You can also use RoutingRules to fix nicer http errors for e.g. 403s that S3 throws when it can’t find an object (how is that not a 404?). One of these days, I’ll probably invest some time in using AWS cli or Cloudfront to do this in one command but I ended up clicking all of this together in the AWS ui.

So this fixed our issues. Note we are redirecting to app/index.html#/join/XYZ. I decided to get rid of our subdomain for the web app and simply host everything under www.inbot.io. Inside our web app, we use # paths (aka anchors) and everything is handled by our javascript.
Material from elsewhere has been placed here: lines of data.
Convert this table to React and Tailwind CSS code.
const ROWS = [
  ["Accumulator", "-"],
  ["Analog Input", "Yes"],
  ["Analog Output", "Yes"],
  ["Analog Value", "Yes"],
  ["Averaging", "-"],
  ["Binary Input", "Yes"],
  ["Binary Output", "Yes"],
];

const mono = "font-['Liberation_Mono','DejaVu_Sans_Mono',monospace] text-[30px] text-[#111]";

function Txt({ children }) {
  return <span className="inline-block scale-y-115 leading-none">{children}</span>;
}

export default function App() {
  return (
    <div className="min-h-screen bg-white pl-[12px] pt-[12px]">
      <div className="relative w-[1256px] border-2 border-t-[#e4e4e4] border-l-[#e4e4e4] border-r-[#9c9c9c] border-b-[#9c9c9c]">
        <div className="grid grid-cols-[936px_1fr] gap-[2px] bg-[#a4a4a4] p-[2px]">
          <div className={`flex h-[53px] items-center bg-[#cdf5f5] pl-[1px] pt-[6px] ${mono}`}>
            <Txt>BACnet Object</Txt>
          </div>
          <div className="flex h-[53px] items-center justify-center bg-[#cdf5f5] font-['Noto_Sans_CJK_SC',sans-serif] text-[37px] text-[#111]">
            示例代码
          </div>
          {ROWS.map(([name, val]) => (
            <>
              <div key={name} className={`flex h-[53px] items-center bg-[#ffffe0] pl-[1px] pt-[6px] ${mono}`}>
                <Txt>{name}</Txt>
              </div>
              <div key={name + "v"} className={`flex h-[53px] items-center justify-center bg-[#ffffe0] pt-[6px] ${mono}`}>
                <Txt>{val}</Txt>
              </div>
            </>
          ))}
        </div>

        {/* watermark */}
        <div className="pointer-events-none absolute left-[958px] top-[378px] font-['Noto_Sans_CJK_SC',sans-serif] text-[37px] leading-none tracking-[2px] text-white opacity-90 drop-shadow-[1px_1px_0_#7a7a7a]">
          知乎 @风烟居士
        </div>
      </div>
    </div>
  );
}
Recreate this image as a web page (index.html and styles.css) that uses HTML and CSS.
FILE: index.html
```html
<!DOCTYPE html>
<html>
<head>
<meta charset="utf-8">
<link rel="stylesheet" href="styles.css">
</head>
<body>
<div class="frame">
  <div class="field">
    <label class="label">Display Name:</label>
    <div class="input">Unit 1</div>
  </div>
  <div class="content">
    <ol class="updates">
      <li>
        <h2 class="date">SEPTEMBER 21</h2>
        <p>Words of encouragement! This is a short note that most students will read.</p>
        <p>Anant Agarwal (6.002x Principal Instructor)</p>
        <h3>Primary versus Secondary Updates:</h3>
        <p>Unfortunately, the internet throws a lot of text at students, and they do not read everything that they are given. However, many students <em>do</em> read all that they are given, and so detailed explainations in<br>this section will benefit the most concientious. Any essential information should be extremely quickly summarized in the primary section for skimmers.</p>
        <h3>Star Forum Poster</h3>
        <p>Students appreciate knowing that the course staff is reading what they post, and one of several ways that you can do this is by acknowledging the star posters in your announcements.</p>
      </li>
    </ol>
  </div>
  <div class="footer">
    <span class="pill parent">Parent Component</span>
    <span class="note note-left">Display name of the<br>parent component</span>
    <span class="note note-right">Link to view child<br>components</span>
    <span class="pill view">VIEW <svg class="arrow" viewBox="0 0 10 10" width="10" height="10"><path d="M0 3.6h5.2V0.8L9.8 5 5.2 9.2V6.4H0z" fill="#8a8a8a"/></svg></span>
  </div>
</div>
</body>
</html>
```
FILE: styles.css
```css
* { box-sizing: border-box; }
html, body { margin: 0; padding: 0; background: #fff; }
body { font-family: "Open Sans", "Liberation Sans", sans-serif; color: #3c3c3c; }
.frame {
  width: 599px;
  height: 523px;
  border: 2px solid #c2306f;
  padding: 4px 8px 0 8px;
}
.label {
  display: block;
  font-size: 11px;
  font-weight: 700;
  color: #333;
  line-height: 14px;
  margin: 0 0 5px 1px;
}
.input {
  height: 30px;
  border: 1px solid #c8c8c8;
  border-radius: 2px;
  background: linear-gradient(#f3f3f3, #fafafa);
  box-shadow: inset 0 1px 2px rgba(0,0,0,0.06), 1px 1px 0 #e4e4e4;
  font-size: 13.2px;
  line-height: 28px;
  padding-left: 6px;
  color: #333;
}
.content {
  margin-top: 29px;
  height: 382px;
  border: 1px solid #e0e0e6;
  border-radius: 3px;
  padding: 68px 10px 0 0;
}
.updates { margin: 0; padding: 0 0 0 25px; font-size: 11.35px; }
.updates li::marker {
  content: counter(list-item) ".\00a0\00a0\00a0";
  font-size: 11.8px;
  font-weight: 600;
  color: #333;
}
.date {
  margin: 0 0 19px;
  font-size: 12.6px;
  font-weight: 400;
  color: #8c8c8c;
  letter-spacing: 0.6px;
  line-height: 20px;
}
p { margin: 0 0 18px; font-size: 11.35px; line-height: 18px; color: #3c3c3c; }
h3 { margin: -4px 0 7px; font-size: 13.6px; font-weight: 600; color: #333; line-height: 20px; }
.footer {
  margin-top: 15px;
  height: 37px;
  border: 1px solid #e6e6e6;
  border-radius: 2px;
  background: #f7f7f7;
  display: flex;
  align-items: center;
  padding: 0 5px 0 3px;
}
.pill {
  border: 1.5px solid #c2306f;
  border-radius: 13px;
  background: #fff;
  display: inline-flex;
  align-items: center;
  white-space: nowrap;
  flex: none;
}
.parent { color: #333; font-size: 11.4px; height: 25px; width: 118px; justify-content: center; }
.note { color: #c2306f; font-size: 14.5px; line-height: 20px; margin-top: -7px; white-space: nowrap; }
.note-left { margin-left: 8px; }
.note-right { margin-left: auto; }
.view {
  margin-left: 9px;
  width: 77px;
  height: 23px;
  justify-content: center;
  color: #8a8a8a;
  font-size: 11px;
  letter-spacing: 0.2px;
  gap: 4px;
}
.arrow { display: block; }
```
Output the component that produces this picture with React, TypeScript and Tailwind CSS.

CORS header for our stellar.toml

Another issue we had that was that we have one file on our site that needs to have CORS headers set correctly. The file in question is the stellar.toml file that Stellar uses to figure out meta data about our cryptocurrency, the InToken. The how and why is not important but setting up CORS is a common requirement and something that is straightforward in nginx. This one had me pondering for a while. S3 does not provide a good solution for this. However, it turns out that in Cloudfront you can configure so-called cache behaviors for specific paths. In our case we added a behavior for /.well-known/stellar.toml, with the custom header. This location is where Stellar clients expect to find the meta data file. And since a lot of Stellar clients are browser applications, they need the CORS headers to be set correctly. If you want to read more about this, refer to the Stellar documentation.

Conclusion

This setup is working pretty OK. We have a simple CI job that does most of this. I did use the AWS UI to click together the buckets and Cloudfront setup. You could probably use e.g. Cloudformation or some aws cli incantations for this but since this is a one time thing, I did not bother to automate this. The flip-side of that is that it is kind of a long process with many steps and quite easy to mess up.

Also, I’m not completely happy about having to do a lot of things in the AWS UI (painfully unusable). However, I can’t bring myself to automating this hopefully one time setup. There are diminishing returns when it comes to automating this stuff.